Here are some of the features you’ll want to pay attention to when comparing Intel processors.

  • Adaptix: With Adaptix technology, Intel processors are easier to overclock, even allowing software makers to fine-tune the performance of the CPU to the needs of the software when overclocking.
  • Clock speed: This measures the speed (in GHz) with which the Intel CPU processes instructions. Higher numbers signify faster performance. An Intel CPU will have a maximum clock speed listed in its specifications, but you can overclock to go beyond this number.
  • Cores: This is the number of individual processing sections within the overall Intel processor. Having more individual sections allows for multitasking. Don’t confuse the number of cores with Intel’s Core brand name.
  • DL Boost: Short for Deep Learning Boost, this technology delivers artificial intelligence features to improve the performance of Intel 10th generation processors.
  • Gig+: The latest generations of Intel Core processors support WiFi 6 technology, also called Gig+.
  • Hardware level security: In most of their processors, Intel includes a few different security features designed to protect the computing system and your data, including Software Guard Extensions (SGX), BIOS Guard, and Boot Guard.
  • Hyper-threading: This is Intel’s technology that allows individual cores to run two threads (or different tasks). Threading further enhances the chip’s multitasking capabilities.
  • Iris Plus: With Iris Plus graphics rendering technology in 10th generation Core chips, graphics rendering in 4K becomes a seamless process for gaming or video streaming.

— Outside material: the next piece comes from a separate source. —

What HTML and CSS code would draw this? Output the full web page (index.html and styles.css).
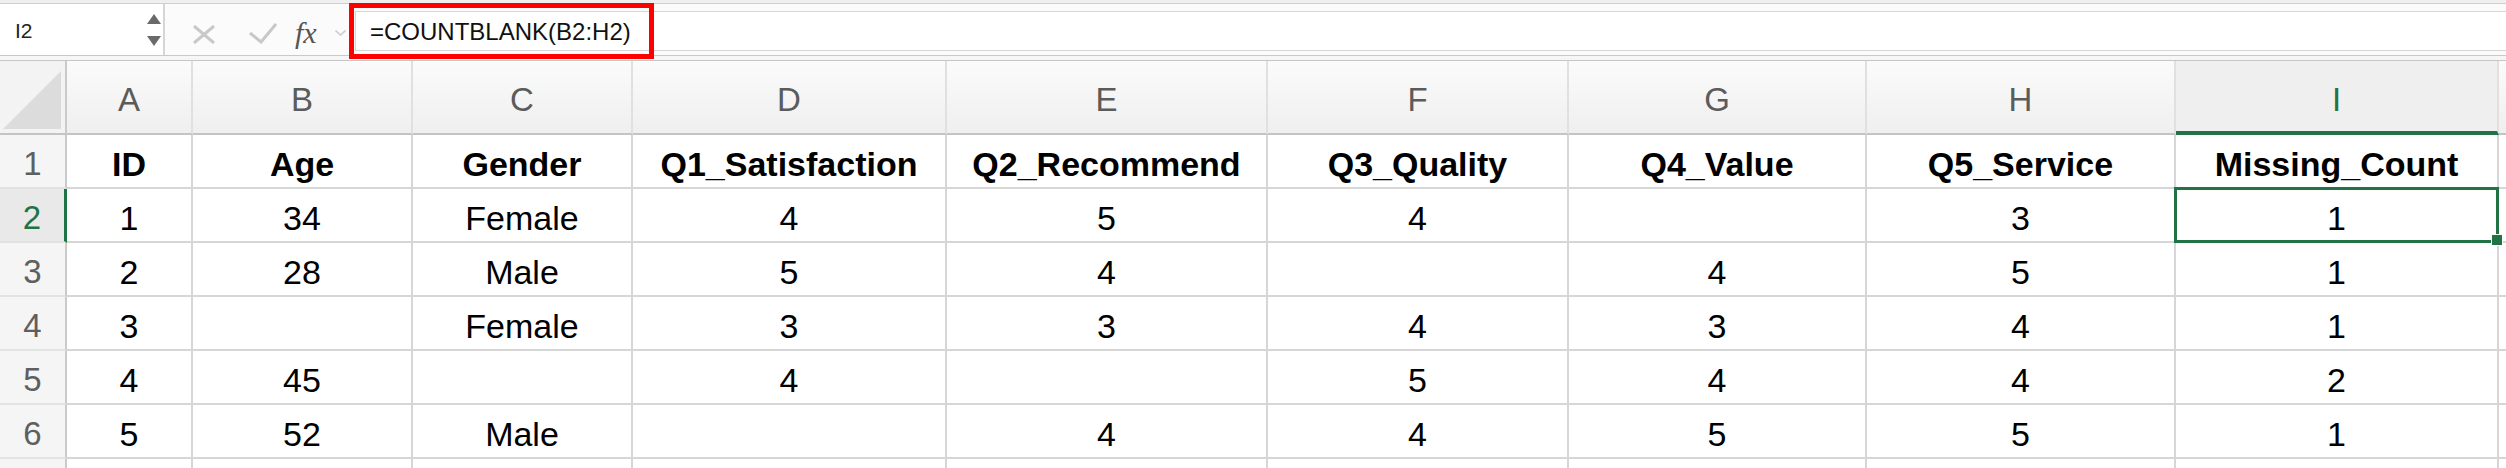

Intel processors are available at a variety of price points, and their older models are typically sold at a significant discount. The clock speed, the number of cores, and the number of transistors on the chip will affect the price of Intel CPUs significantly. Higher numbers generally equal more power.

The lowest-priced Intel CPUs are chips with limited power, such as Pentium or Celeron. They may also be Core CPUs that are a few generations old. You can expect to pay $40 to $125 for these processors.

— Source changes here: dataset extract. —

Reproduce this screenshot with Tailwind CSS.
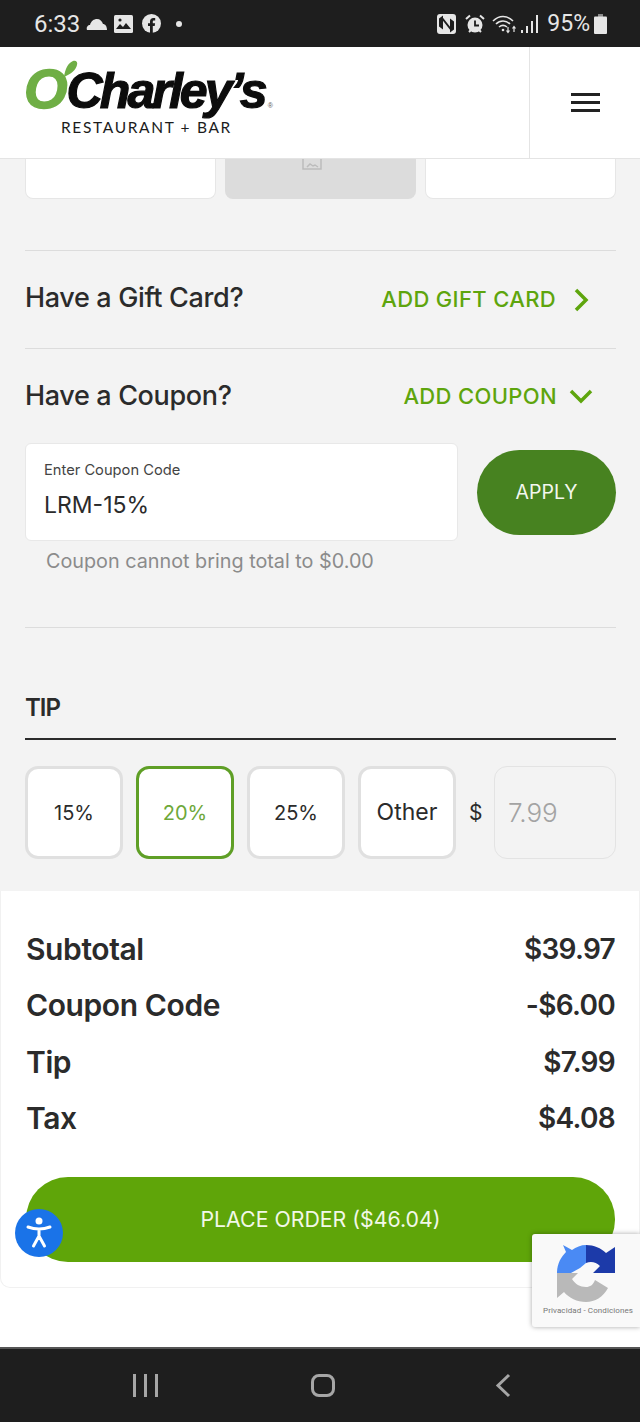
<!DOCTYPE html>
<html lang="en">
<head>
    <meta charset="UTF-8">
    <meta name="viewport" content="width=device-width, initial-scale=1.0">
    <title>O'Charley's Checkout</title>
    <script src="https://cdn.jsdelivr.net/npm/@tailwindcss/browser@4"></script>
</head>
<body class="relative w-[640px] h-[1422px] overflow-hidden flex flex-col bg-white font-['Inter',sans-serif] text-[#2b2b2b]">
    <!-- status bar -->
    <div class="h-[47px] shrink-0 bg-[#1e1e1e] flex items-center pl-[34px] pr-[33px] text-[#e6e6e6] font-['Roboto',sans-serif] text-[24px]">
        <span class="w-[44px] leading-none">6:33</span>
        <svg class="ml-[8px]" width="22" height="14" viewBox="0 0 22 14" fill="#e6e6e6"><path d="M1 13c-1-3 1-5 3-5 1-4 4-6 7-6s5 2 6 5c2 0 4 2 4 6z"/></svg>
        <svg class="ml-[6px]" width="19" height="18" viewBox="0 0 19 18"><rect width="19" height="18" rx="1.5" fill="#e6e6e6"/><path d="M2 14l4-5 3 3 3-4 5 6z" fill="#1e1e1e"/><circle cx="6" cy="5" r="1.6" fill="#1e1e1e"/></svg>
        <svg class="ml-[9px]" width="19" height="19" viewBox="0 0 19 19"><circle cx="9.5" cy="9.500" r="9.500" fill="#e6e6e6"/><path d="M8 19v-7H6V9.300h2V7.500C8 5.200 9.300 4 11.400 4h1.800v2.500h-1.200c-.9 0-1.200.5-1.200 1.200v1.600h2.300l-.4 2.700h-1.900v7z" fill="#1e1e1e"/></svg>
        <span class="ml-[15px] w-[6px] h-[6px] rounded-full bg-[#e6e6e6]"></span>
        <div class="ml-auto flex items-center">
            <svg width="19" height="20" viewBox="0 0 19 20"><rect width="19" height="20" rx="3" fill="#e6e6e6"/><path d="M5 3.500v10l-2-1.500V5zM14 16.500v-10l2 1.500v7zM5 4l9 11.500" stroke="#1e1e1e" stroke-width="2" fill="none"/></svg>
            <svg class="ml-[9px]" width="20" height="20" viewBox="0 0 20 20" fill="none"><circle cx="10" cy="11" r="7.500" fill="#e6e6e6"/><path d="M10 6.500V11.500H14" stroke="#1e1e1e" stroke-width="1.800"/><path d="M1 5l4-3.500M19 5l-4-3.500M4 18l2-2M16 18l-2-2" stroke="#e6e6e6" stroke-width="2"/></svg>
            <svg class="ml-[7px]" width="25" height="20" viewBox="0 0 25 20" fill="none" stroke="#e6e6e6" stroke-width="1.600"><path d="M1 7c6-6 14-6 20 0M4 10c4-4 10-4 14 0M7 13c2.500-2 5.500-2 8 0"/><circle cx="11" cy="16" r="1.300" fill="#e6e6e6" stroke="none"/><path d="M16 13v5M14.500 16.500l1.500 2 1.500-2M22 18v-5M20.500 14.500l1.500-2 1.500 2" stroke-width="1.200"/></svg>
            <svg class="ml-[4px]" width="17" height="20" viewBox="0 0 17 20" fill="#e6e6e6"><rect x="0" y="16" width="2" height="3"/><rect x="5" y="12" width="2" height="7"/><rect x="10" y="7" width="2" height="12"/><rect x="15" y="1" width="2" height="18"/></svg>
            <span class="ml-[9px] leading-none text-[23px]">95%</span>
            <svg class="ml-[4px]" width="13" height="20" viewBox="0 0 13 20" fill="#e6e6e6"><rect x="4" y="0" width="5" height="3" fill="#8a8a8a"/><rect y="2.500" width="13" height="17.500" rx="1"/></svg>
        </div>
    </div>

    <!-- header -->
    <header class="h-[112px] shrink-0 flex bg-white border-b border-[#e4e4e4]">
        <div class="w-[529px] pl-[24px] pt-[13px]">
            <div class="relative h-[58px] flex items-baseline font-['Liberation_Sans',sans-serif] font-bold italic leading-[58px]">
                <span class="text-[#6fae45] text-[56px] [-webkit-text-stroke:1.500px_#6fae45]">O</span>
                <svg class="absolute left-[39px] top-[0px]" width="15" height="17" viewBox="0 0 15 17" fill="#6fae45"><path d="M1 17C2 9 5 3 10 1c3-1 5 1 4 4-1 5-6 9-13 12z"/></svg>
                <span class="text-[#0c0c0c] text-[50px] -ml-[1px] tracking-[-2.900px] [-webkit-text-stroke:1.200px_#0c0c0c]">Charley’s</span>
                <span class="text-[#555] text-[7px] not-italic font-normal ml-[3px]">®</span>
            </div>
            <div class="pl-[37px] text-[#1c1c1c] text-[15.500px] leading-[18px] font-['Lato',sans-serif] tracking-[1.650px]">RESTAURANT + BAR</div>
        </div>
        <div class="flex-1 border-l border-[#e4e4e4] flex flex-col items-center justify-center gap-[5px]">
            <span class="w-[29px] h-[3px] bg-[#222]"></span>
            <span class="w-[29px] h-[3px] bg-[#222]"></span>
            <span class="w-[29px] h-[3px] bg-[#222]"></span>
        </div>
    </header>

    <!-- checkout -->
    <main class="h-[732px] shrink-0 bg-[#f3f3f3] pl-[25px] pr-[24px] flex flex-col">
        <div class="grid grid-cols-3 gap-[9px] h-[40px] shrink-0">
            <div class="bg-white border border-[#e6e6e6] border-t-0 rounded-b-[8px]"></div>
            <div class="bg-[#dcdcdc] rounded-b-[8px] flex justify-center">
                <svg class="mr-[18px]" width="20" height="11" viewBox="0 0 20 11" fill="none" stroke="#bcbcbc" stroke-width="1.500"><path d="M1 0v10h18V0M5 8l3-3 3 2 2-1 3 2"/></svg>
            </div>
            <div class="bg-white border border-[#e6e6e6] border-t-0 rounded-b-[8px]"></div>
        </div>

        <div class="mt-[51px] h-[98px] shrink-0 border-t border-[#dcdcdc] flex items-center justify-between">
            <h2 class="text-[27px] font-medium tracking-[-0.350px] mb-[3px]">Have a Gift Card?</h2>
            <a class="flex items-center text-[#5ea50d] text-[22px] font-medium tracking-[0.350px] pr-[27px]">ADD GIFT CARD
                <svg class="ml-[18px]" width="15" height="24" viewBox="0 0 15 24" fill="none" stroke="#5ea50d" stroke-width="3.500"><path d="M2 2l10 10L2 22"/></svg>
            </a>
        </div>

        <div class="h-[95px] shrink-0 border-t border-[#dcdcdc] flex items-center justify-between">
            <h2 class="text-[27px] font-medium tracking-[-0.350px]">Have a Coupon?</h2>
            <a class="flex items-center text-[#5ea50d] text-[22px] font-medium tracking-[0.350px] pr-[23px]">ADD COUPON
                <svg class="ml-[12px]" width="24" height="15" viewBox="0 0 24 15" fill="none" stroke="#5ea50d" stroke-width="3.500"><path d="M2 2l10 10L22 2"/></svg>
            </a>
        </div>

        <div class="flex items-center justify-between h-[98px] shrink-0">
            <div class="w-[433px] h-[98px] bg-white border border-[#e8e8e8] rounded-[6px] pl-[18px] pt-[17px]">
                <div class="text-[14.700px] leading-[18px] text-[#444]">Enter Coupon Code</div>
                <div class="mt-[9px] text-[23px] leading-[34px] text-[#2b2b2b]">LRM-15%</div>
            </div>
            <button class="w-[139px] h-[85px] pt-[2px] rounded-full bg-[#478220] text-[#f3f7ee] text-[19.500px]">APPLY</button>
        </div>
        <p class="mt-[7px] pl-[21px] text-[19.800px] leading-[26px] text-[#8b8b8b]">Coupon cannot bring total to $0.00</p>

        <div class="mt-[53px] border-t border-[#dcdcdc] h-[113px] shrink-0 flex flex-col justify-end">
            <div class="border-b-2 border-[#2b2b2b] h-[45px] text-[24px] font-semibold tracking-[-1px] leading-[26px]">TIP</div>
        </div>

        <div class="mt-[26px] flex items-center h-[93px] shrink-0 text-[20px]">
            <button class="shrink-0 w-[98px] h-[93px] bg-white border-[3px] border-[#e0e0e0] rounded-[13px]">15%</button>
            <button class="shrink-0 ml-[13px] w-[98px] h-[93px] bg-white border-[3px] border-[#5f9f26] rounded-[13px] text-[#6ea83a]">20%</button>
            <button class="shrink-0 ml-[13px] w-[98px] h-[93px] bg-white border-[3px] border-[#e0e0e0] rounded-[13px]">25%</button>
            <button class="shrink-0 ml-[13px] w-[98px] h-[93px] bg-white border-[3px] border-[#e0e0e0] rounded-[13px] text-[23px]">Other</button>
            <span class="shrink-0 ml-[13px] w-[25px] text-[21px]">$</span>
            <div class="shrink-0 w-[122px] h-[93px] border border-[#e3e3e3] rounded-[13px] flex items-center pl-[13px] text-[26px] text-[#a3a3a3] font-light">7.99</div>
        </div>
    </main>

    <!-- order summary -->
    <section class="h-[397px] shrink-0 bg-white border-b border-x border-[#f1f1f1] rounded-b-[10px] pl-[25px] pr-[24px] pt-[30px]">
        <dl class="text-[30px] font-semibold tracking-[-0.400px]">
            <div class="flex justify-between h-[56px] leading-[56px]"><dt>Subtotal</dt><dd class="text-[28px] tracking-[-0.700px]">$39.97</dd></div>
            <div class="flex justify-between h-[57px] leading-[57px]"><dt>Coupon Code</dt><dd class="text-[28px] tracking-[-0.700px]">-$6.00</dd></div>
            <div class="flex justify-between h-[56px] leading-[56px]"><dt>Tip</dt><dd class="text-[28px] tracking-[-0.700px]">$7.99</dd></div>
            <div class="flex justify-between h-[56px] leading-[56px]"><dt>Tax</dt><dd class="text-[28px] tracking-[-0.700px]">$4.08</dd></div>
        </dl>
        <button class="mt-[31px] w-[589px] h-[85px] rounded-[42px] bg-[#5fa509] text-[#f2f8e8] text-[21.300px] pt-[1px]">PLACE ORDER ($46.04)</button>
    </section>

    <div class="flex-1 bg-white"></div>

    <!-- nav bar -->
    <nav class="h-[75px] shrink-0 bg-[#1e1e1e] border-t-2 border-[#555] relative flex items-center justify-around">
        <div class="absolute left-[133px] top-[25px] flex gap-[8px]">
            <span class="w-[3px] h-[23px] bg-[#a6a6a6]"></span>
            <span class="w-[3px] h-[23px] bg-[#a6a6a6]"></span>
            <span class="w-[3px] h-[23px] bg-[#a6a6a6]"></span>
        </div>
        <span class="absolute left-[311px] top-[25px] w-[24px] h-[23px] border-[3px] border-[#a6a6a6] rounded-[8px]"></span>
        <svg class="absolute left-[495px] top-[24px]" width="16" height="25" viewBox="0 0 16 25" fill="none" stroke="#a6a6a6" stroke-width="3"><path d="M14 2L3 12.500 14 23"/></svg>
    </nav>

    <!-- accessibility widget -->
    <div class="absolute left-[15px] top-[1209px] w-[48px] h-[48px] rounded-full bg-[#1a73e8] flex items-center justify-center">
        <svg width="26" height="32" viewBox="0 0 26 32" fill="none" stroke="white" stroke-width="3" stroke-linecap="round"><circle cx="13" cy="4" r="3.500" fill="white" stroke="none"/><path d="M2 10c4 1.500 7 2 11 2s7-.5 11-2M13 12v7M13 19L7.500 29M13 19l5.500 10" /></svg>
    </div>

    <!-- recaptcha -->
    <div class="absolute left-[532px] top-[1234px] w-[108px] h-[93px] bg-[#f9f9f9] rounded-l-[3px] shadow-[0_0_5px_rgba(0,0,0,0.35)]">
        <svg class="ml-[25px] mt-[10px]" width="58" height="59" viewBox="0 0 58 59">
            <path d="M29 1V19L23 24 14 29H0C0 20 4 13 9 8L6 1 15 6C19 3 24 1 29 1Z" fill="#4a8af4"/>
            <path d="M29 1C37 1 44 4 49 9L58 3V29H36L43 22C39 18 34 17 29 19Z" fill="#1c3aa9"/>
            <path d="M0 29H21L15 35C18 40 23 43 29 43 33 43 36 41 38 36L51 44C46 53 38 58 29 58 20 58 12 54 7 48L0 54Z" fill="#b9b9b9"/>
        </svg>
        <div class="pl-[11px] mt-[2px] text-[8px] leading-[12px] tracking-[0.100px] text-[#777] font-['Roboto',sans-serif] whitespace-nowrap">Privacidad - Condiciones</div>
    </div>
</body>
</html>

Moderately priced Intel Core processors are lower-end new processors or higher-end processors that are a generation or two old. Expect to pay $125 to $300 for a mid-range Intel processor.

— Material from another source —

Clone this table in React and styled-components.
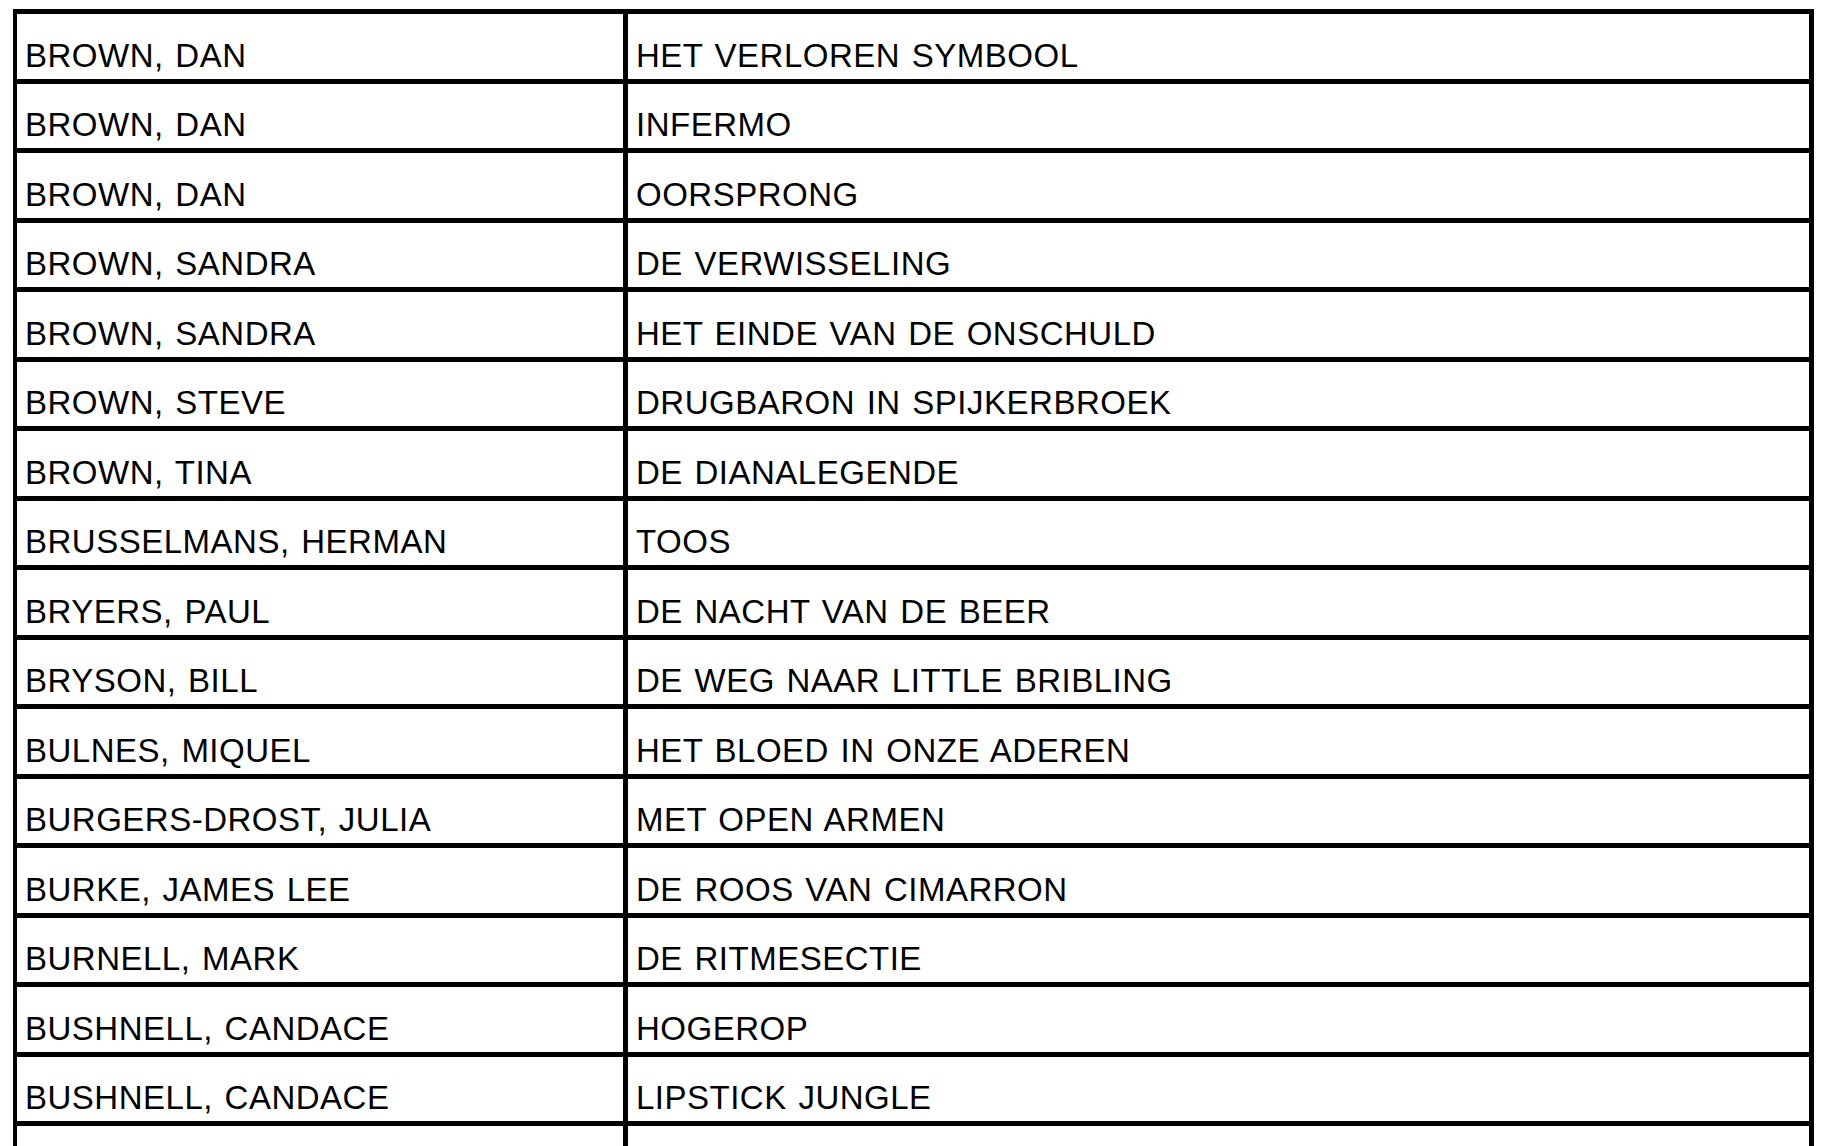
import styled, { createGlobalStyle } from "styled-components";

const GlobalStyle = createGlobalStyle`
  html, body {
    margin: 0;
    padding: 0;
    background: #fff;
    overflow: hidden;
  }
  body {
    font-family: "Liberation Sans", Arial, sans-serif;
    color: #000;
  }
`;

const rows = [
  ["BROWN, DAN", "HET VERLOREN SYMBOOL"],
  ["BROWN, DAN", "INFERMO"],
  ["BROWN, DAN", "OORSPRONG"],
  ["BROWN, SANDRA", "DE VERWISSELING"],
  ["BROWN, SANDRA", "HET EINDE VAN DE ONSCHULD"],
  ["BROWN, STEVE", "DRUGBARON IN SPIJKERBROEK"],
  ["BROWN, TINA", "DE DIANALEGENDE"],
  ["BRUSSELMANS, HERMAN", "TOOS"],
  ["BRYERS, PAUL", "DE NACHT VAN DE BEER"],
  ["BRYSON, BILL", "DE WEG NAAR LITTLE BRIBLING"],
  ["BULNES, MIQUEL", "HET BLOED IN ONZE ADEREN"],
  ["BURGERS-DROST, JULIA", "MET OPEN ARMEN"],
  ["BURKE, JAMES LEE", "DE ROOS VAN CIMARRON"],
  ["BURNELL, MARK", "DE RITMESECTIE"],
  ["BUSHNELL, CANDACE", "HOGEROP"],
  ["BUSHNELL, CANDACE", "LIPSTICK JUNGLE"],
  ["", ""],
];

const Sheet = styled.div`
  margin: 9px 0 0 13px;
  width: 1801px;
  box-sizing: border-box;
  border-top: 5px solid #000;
  border-left: 4px solid #000;
  border-right: 5px solid #000;
`;

const Row = styled.div`
  display: grid;
  grid-template-columns: 611px 1fr;
  height: 69.5px;
  box-sizing: border-box;
  border-bottom: 5px solid #000;
`;

const Cell = styled.div`
  display: flex;
  align-items: flex-end;
  padding: 0 0 7px 8px;
  box-sizing: border-box;
  font-size: 33px;
  letter-spacing: 0.5px;
  word-spacing: 2px;
  line-height: 1;
  white-space: nowrap;
  border-right: ${({ $divider }) => ($divider ? "5px solid #000" : "none")};
`;

export default function App() {
  return (
    <>
      <GlobalStyle />
      <Sheet>
        {rows.map(([author, title], i) => (
          <Row key={i}>
            <Cell $divider>{author}</Cell>
            <Cell>{title}</Cell>
          </Row>
        ))}
      </Sheet>
    </>
  );
}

The priciest Intel processors are extremely powerful chips from the latest generation. You can expect to pay $300 to $600 for processors made for desktop or laptop computers. If you want a powerful Intel chip made for servers or specialized advanced computing work, you may need to pay as much as $1,000.


Intel has quite a few different families of processors. Some of these names may be unfamiliar to you, as some of the families are not made for consumer use. Here are some tips for understanding common use cases for each of the Intel families of processors.

  • Atom: The Atom processor from Intel is a low power processor that’s found in mobile and battery-operated devices.
  • Celeron: The Intel Celeron family works with computer desktops and laptops, but they are far less powerful than the Core family or the Pentium family. These are fairly inexpensive.
  • Core: Intel Core processors are the most common chips found in consumer level laptops and desktops.
  • Itanium: Intel offers Itanium processors for computing applications that require the power and speed found with the high-performance computing market. They carry more power than Xeon processors.
  • Pentium: Pentium processors are made for consumer-level desktops and laptops, as well as tablets. These chips aren’t as powerful as Core processors, but they work nicely for simple computing tasks.
  • Quark: You’ll find Intel Quark processors in low-power devices that will be part of the Internet of Things (IoT). These are better at power conservation than Atom processors, but they’re also smaller and run slower.
  • Xeon: Xeon processors from Intel are powerful. They’re made for real time analytics, managing data centers, and cloud computing with high end servers.